Hard-disk drives still claim the storage crown

Feb 7, 2008 09:48 GMT  ·  By

Hard-disk drives are a common appearance in any personal computer and have a long tradition, dating back in the late '50s. It was improved and enhanced over the time, but its basic operating principle has not changed much. The advent of the newer storage media, known as the solid-state drives is the first significant change in the last 50 years.

Hard-disk drives are mechanical units that records data in an analogue form on spinning magnetic platters. It uses plenty of mobile parts, such as arms, heads, platters and even motors. On the other side, solid-state drives store data digitally on NAND flash memory chips, which allows the retaining of information even when the device has been shut down.

The new solid-state drives bring obvious advantages to storing data.

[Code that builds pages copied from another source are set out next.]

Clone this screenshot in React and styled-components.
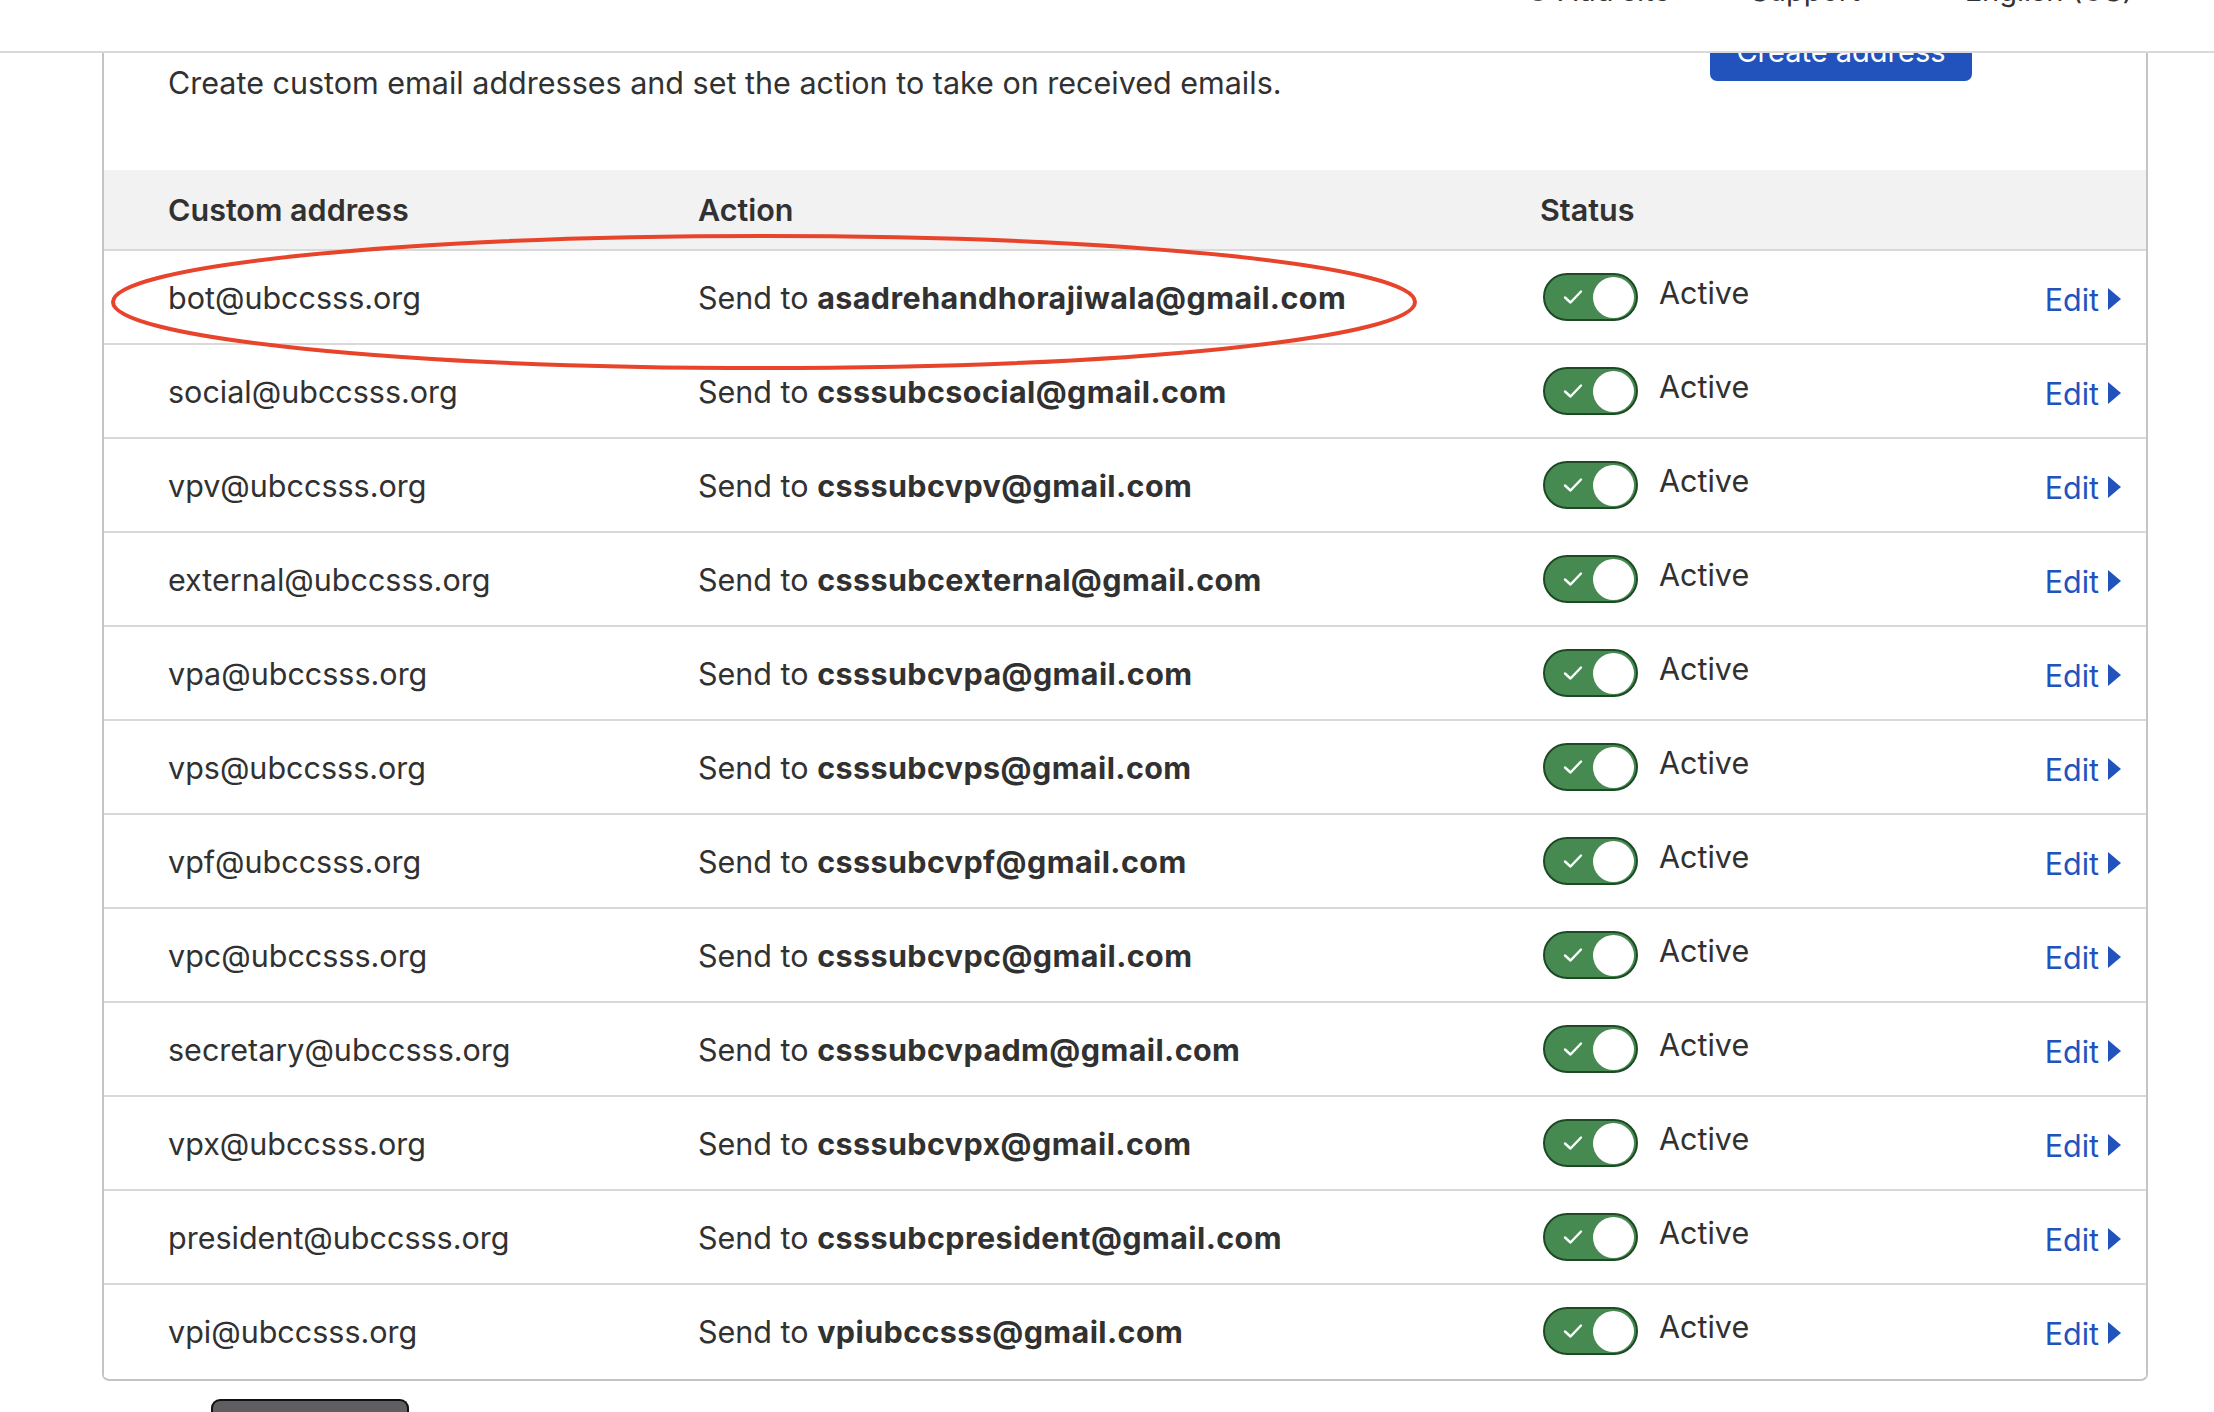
import React from 'react';
import styled, { createGlobalStyle } from 'styled-components';

const GlobalStyle = createGlobalStyle`
  html, body {
    margin: 0;
    padding: 0;
    background: #fff;
  }
  body {
    font-family: Inter, 'Noto Sans', 'Liberation Sans', sans-serif;
    color: #313131;
    -webkit-font-smoothing: antialiased;
  }
`;

const TopNav = styled.div`
  position: fixed;
  top: 0;
  left: 0;
  right: 0;
  height: 51px;
  background: #fff;
  border-bottom: 2px solid #d9d9d9;
  overflow: hidden;
  z-index: 10;
`;

const NavItems = styled.div`
  display: flex;
  align-items: center;
  justify-content: flex-end;
  padding-right: 81px;
  margin-top: -27px;
  font-size: 29px;
  line-height: 36px;
  color: #333;
`;

const NavItem = styled.span`
  display: flex;
  align-items: center;
  gap: 9px;
  margin-left: ${(p) => p.$space || 0}px;
`;

const Page = styled.div`
  padding: 0 66px 40px 102px;
`;

const Card = styled.div`
  position: relative;
  border: 2px solid #c4c4c4;
  border-top: none;
  border-radius: 0 0 7px 7px;
  padding-bottom: 2px;
  background: #fff;
`;

const Intro = styled.div`
  display: flex;
  justify-content: space-between;
  align-items: flex-start;
  height: 170px;
  padding: 0 174px 0 64px;
`;

const Description = styled.p`
  margin: 63px 0 0;
  font-size: 30.5px;
  line-height: 40px;
  color: #313131;
`;

const PrimaryButton = styled.button`
  margin-top: 21px;
  width: 262px;
  height: 60px;
  border: none;
  border-radius: 7px;
  background: #2253bd;
  color: #fff;
  font-family: inherit;
  font-size: 29px;
`;

const Row = styled.div`
  position: relative;
  display: grid;
  grid-template-columns: 530px 842px 1fr auto;
  align-items: center;
  height: ${(p) => (p.$head ? '79px' : '92px')};
  padding: 0 24px 0 64px;
  background: ${(p) => (p.$head ? '#f2f2f2' : '#fff')};
  border-bottom: 2px solid #d9d9d9;
  font-size: 30.5px;
  font-weight: ${(p) => (p.$head ? 600 : 400)};

  &:last-child {
    border-bottom: none;
  }
`;

const Cell = styled.div`
  white-space: nowrap;
`;

const Target = styled.b`
  font-weight: 700;
  letter-spacing: 0.4px;
`;

const StatusCell = styled.div`
  display: flex;
  align-items: center;
  gap: 21px;
  margin-left: 3px;
`;

const Toggle = styled.div`
  position: relative;
  box-sizing: border-box;
  width: 95px;
  height: 48px;
  border-radius: 24px;
  background: #468a52;
  border: 2px solid #1d4a24;
  display: flex;
  align-items: center;
  justify-content: space-between;
  padding: 0 2px 0 18px;
`;

const Knob = styled.div`
  width: 41px;
  height: 41px;
  border-radius: 50%;
  background: #fff;
`;

const StatusText = styled.span`
  margin-top: -9px;
`;

const EditLink = styled.a`
  display: flex;
  align-items: center;
  gap: 8px;
  margin-top: 4px;
  color: #2253bd;
  text-decoration: none;
`;

const Mark = styled.svg`
  position: absolute;
  left: 6px;
  top: -16px;
  overflow: visible;
  pointer-events: none;
  z-index: 5;
`;

const Footer = styled.div`
  padding: 18px 0 0 109px;
`;

const DarkButton = styled.div`
  width: 198px;
  height: 40px;
  border: 2px solid #111;
  border-bottom: none;
  border-radius: 9px 9px 0 0;
  background: #5f5f63;
  box-sizing: border-box;
`;

const rows = [
  ['bot@ubccsss.org', 'asadrehandhorajiwala@gmail.com'],
  ['social@ubccsss.org', 'csssubcsocial@gmail.com'],
  ['vpv@ubccsss.org', 'csssubcvpv@gmail.com'],
  ['external@ubccsss.org', 'csssubcexternal@gmail.com'],
  ['vpa@ubccsss.org', 'csssubcvpa@gmail.com'],
  ['vps@ubccsss.org', 'csssubcvps@gmail.com'],
  ['vpf@ubccsss.org', 'csssubcvpf@gmail.com'],
  ['vpc@ubccsss.org', 'csssubcvpc@gmail.com'],
  ['secretary@ubccsss.org', 'csssubcvpadm@gmail.com'],
  ['vpx@ubccsss.org', 'csssubcvpx@gmail.com'],
  ['president@ubccsss.org', 'csssubcpresident@gmail.com'],
  ['vpi@ubccsss.org', 'vpiubccsss@gmail.com'],
];

const Check = () => (
  <svg width="20" height="16" viewBox="0 0 20 16">
    <path d="M2 8.5 L7.5 13.5 L18 2.5" fill="none" stroke="#fff" strokeWidth="2.4" strokeLinecap="round" strokeLinejoin="round" />
  </svg>
);

const Caret = () => (
  <svg width="15" height="24" viewBox="0 0 15 24">
    <path d="M1 1 L14 12 L1 23 Z" fill="#2253bd" />
  </svg>
);

const Highlight = () => (
  <Mark width="1310" height="136" viewBox="0 0 1310 136">
    <ellipse cx="654" cy="67" rx="651" ry="66" fill="none" stroke="#e8432b" strokeWidth="4" />
  </Mark>
);

export default function App() {
  return (
    <>
      <GlobalStyle />
      <TopNav>
        <NavItems>
          <NavItem>
            <svg width="22" height="22" viewBox="0 0 22 22">
              <circle cx="11" cy="11" r="10" fill="#444" />
            </svg>
            Add site
          </NavItem>
          <NavItem $space={80}>Support</NavItem>
          <NavItem $space={105}>English (US)</NavItem>
        </NavItems>
      </TopNav>
      <Page>
        <Card>
          <Intro>
            <Description>
              Create custom email addresses and set the action to take on received emails.
            </Description>
            <PrimaryButton>Create address</PrimaryButton>
          </Intro>
          <Row $head>
            <Cell>Custom address</Cell>
            <Cell>Action</Cell>
            <Cell>Status</Cell>
            <Cell />
          </Row>
          {rows.map(([address, target], i) => (
            <Row key={address}>
              {i === 0 && <Highlight />}
              <Cell>{address}</Cell>
              <Cell>
                Send to <Target>{target}</Target>
              </Cell>
              <StatusCell>
                <Toggle>
                  <Check />
                  <Knob />
                </Toggle>
                <StatusText>Active</StatusText>
              </StatusCell>
              <EditLink href="#">
                Edit
                <Caret />
              </EditLink>
            </Row>
          ))}
        </Card>
        <Footer>
          <DarkButton />
        </Footer>
      </Page>
    </>
  );
}
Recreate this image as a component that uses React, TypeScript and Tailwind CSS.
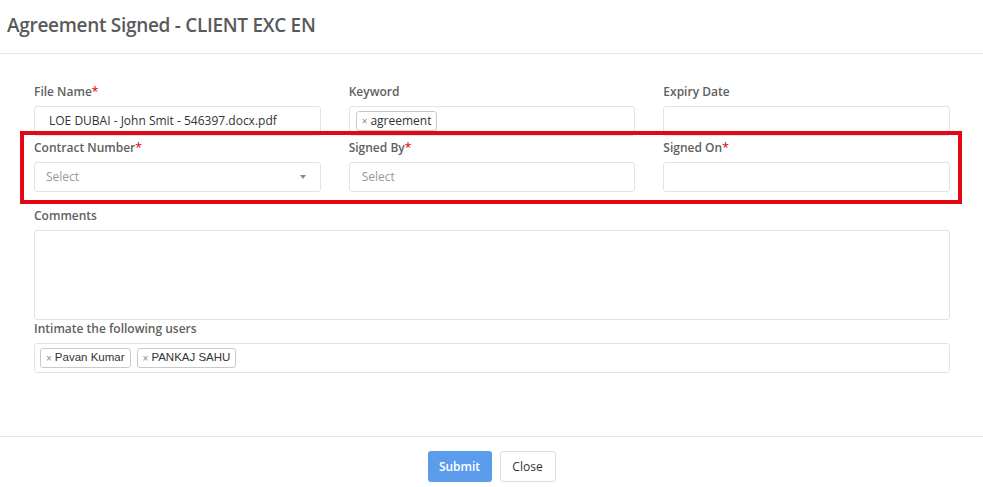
import { ReactNode } from "react";

function Label({ text, required }: { text: string; required?: boolean }) {
  return (
    <p className="h-[14px] text-[12px] font-semibold leading-[14px] text-[#5f5f5f]">
      {text}
      {required ? <span className="text-[#e0242b]">*</span> : null}
    </p>
  );
}

function Box({ children, className = "" }: { children?: ReactNode; className?: string }) {
  return (
    <div
      className={`mt-[7px] flex h-[30px] items-center rounded-[3px] border border-[#dfe4e8] bg-white px-[5px] ${className}`}
    >
      {children}
    </div>
  );
}

function Tag({ text, className = "" }: { text: string; className?: string }) {
  return (
    <span
      className={`mr-[6px] flex h-[20px] items-center rounded-[3px] border border-[#c9c9c9] px-[5px] text-[#333] ${className}`}
    >
      <span className="mr-[3px] text-[10px] text-[#888]">×</span>
      {text}
    </span>
  );
}

export default function App() {
  return (
    <div className="relative h-[487px] w-[983px] overflow-hidden bg-white font-['Open_Sans','Noto_Sans',sans-serif]">
      <div className="flex h-[54px] items-center border-b border-[#e5e5e5] pl-[7px] pb-[3px]">
        <h1 className="text-[19px] font-semibold tracking-[-0.3px] text-[#5a5a5a]">
          Agreement Signed - CLIENT EXC EN
        </h1>
      </div>

      <div className="h-[383px] border-b border-[#e5e5e5] pl-[34px] pr-[33px] pt-[31px]">
        <div className="grid grid-cols-3 gap-x-[28px] gap-y-[5px]">
          <div>
            <Label text="File Name" required />
            <Box className="px-[14px]">
              <span className="text-[12px] text-[#333]">LOE DUBAI - John Smit - 546397.docx.pdf</span>
            </Box>
          </div>
          <div>
            <Label text="Keyword" />
            <Box className="px-[6px]">
              <Tag text="agreement" className="text-[12px]" />
            </Box>
          </div>
          <div>
            <Label text="Expiry Date" />
            <Box />
          </div>
          <div>
            <Label text="Contract Number" required />
            <Box className="justify-between px-[11px]">
              <span className="text-[12px] text-[#999]">Select</span>
              <span className="mr-[3px] h-0 w-0 border-x-[3.5px] border-t-[4px] border-x-transparent border-t-[#888]" />
            </Box>
          </div>
          <div>
            <Label text="Signed By" required />
            <Box className="px-[12px]">
              <span className="text-[12px] text-[#999]">Select</span>
            </Box>
          </div>
          <div>
            <Label text="Signed On" required />
            <Box />
          </div>
        </div>

        <div className="mt-[17px]">
          <Label text="Comments" />
          <div className="mt-[7px] h-[90px] rounded-[3px] border border-[#dfe4e8]" />
        </div>

        <div className="mt-[2px]">
          <Label text="Intimate the following users" />
          <Box>
            <Tag text="Pavan Kumar" className="px-[4px] font-['Liberation_Sans',Arial,sans-serif] text-[11.5px]" />
            <Tag text="PANKAJ SAHU" className="px-[4px] font-['Liberation_Sans',Arial,sans-serif] text-[11.5px]" />
          </Box>
        </div>
      </div>

      <div className="flex justify-center gap-[8px] pt-[14px]">
        <button
          type="button"
          className="h-[31px] w-[64px] rounded-[3px] bg-[#5c9ced] text-[12px] font-semibold text-white"
        >
          Submit
        </button>
        <button
          type="button"
          className="h-[31px] w-[56px] rounded-[3px] border border-[#dcdcdc] bg-white text-[12px] text-[#333]"
        >
          Close
        </button>
      </div>

      <div className="absolute left-[20px] top-[131px] h-[73px] w-[942px] border-4 border-[#e30613]" />
    </div>
  );
}
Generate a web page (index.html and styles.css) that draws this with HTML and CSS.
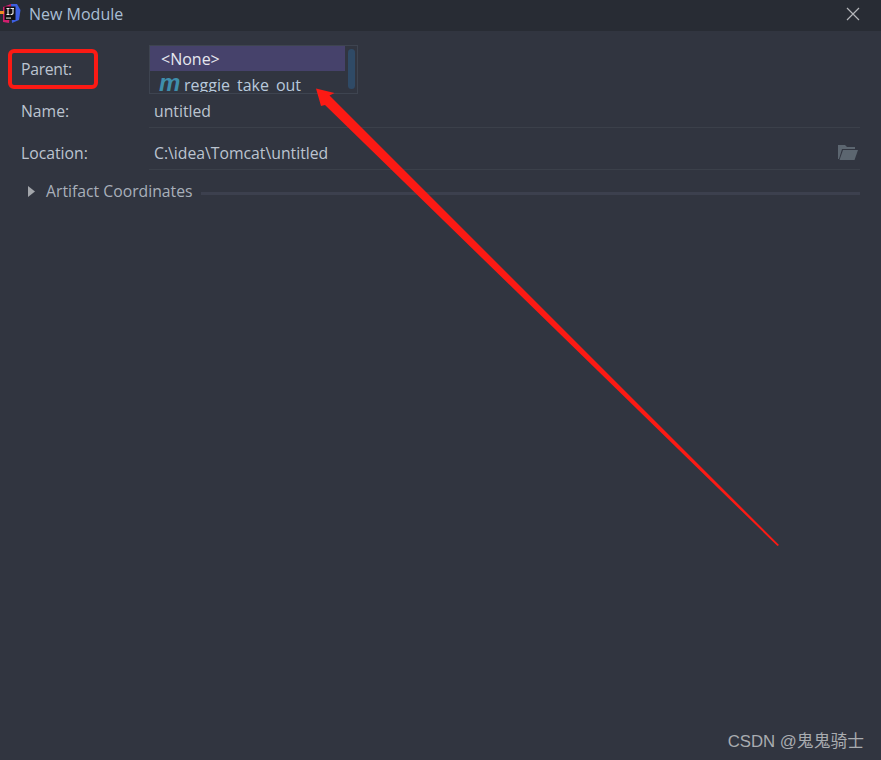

They don't use any moving parts and store data at the speed of light, since they don't have writing heads to look for the appropriate storage space, for instance. They need less power than a regular HDD, because there's no motor to drain additional electric power. Moreover, they are completely silent and extremely hard to kill. But that's all about them.

The current versions of SSDs are extremely expensive, because the single-level cell NAND flash is difficult to produce. At the same time, except for some military solid-state drives, the commercial units provide between 32 and 128 GB of storage space.

The latest notebook from Apple, the MacBook Air for instance would make a good example. If you pick the HDD version, you only pay $1,799 and get 80 GB of storage space. The solid-state drive option would squeeze your pockets off $2,798 and will provide only 64 gigabytes. The same thing happens with Toshiba's Portege R500 notebook, that can be purchased for $1,999 in the 120 gigabytes HDD version, while the SSD-enabled R500 will wear a price tag of $2,699 (64 GB of storage).

Neither the energy-efficiency, nor their rapidity will compensate for the financial and capacity compromise. Data recovery services are a life-savior in case disasters strike, and, while HDDs enjoy easier and cheaper recovery, SSDs act just like a fortress, and you'd rather get some new data than recover it. It's true that SSDs are one step ahead of older HDD in terms of technology, but they are still a luxury piece rather than a necessity. By the way, do you imagine yourself saying "I'm gonna store this file on my solid-state drive"?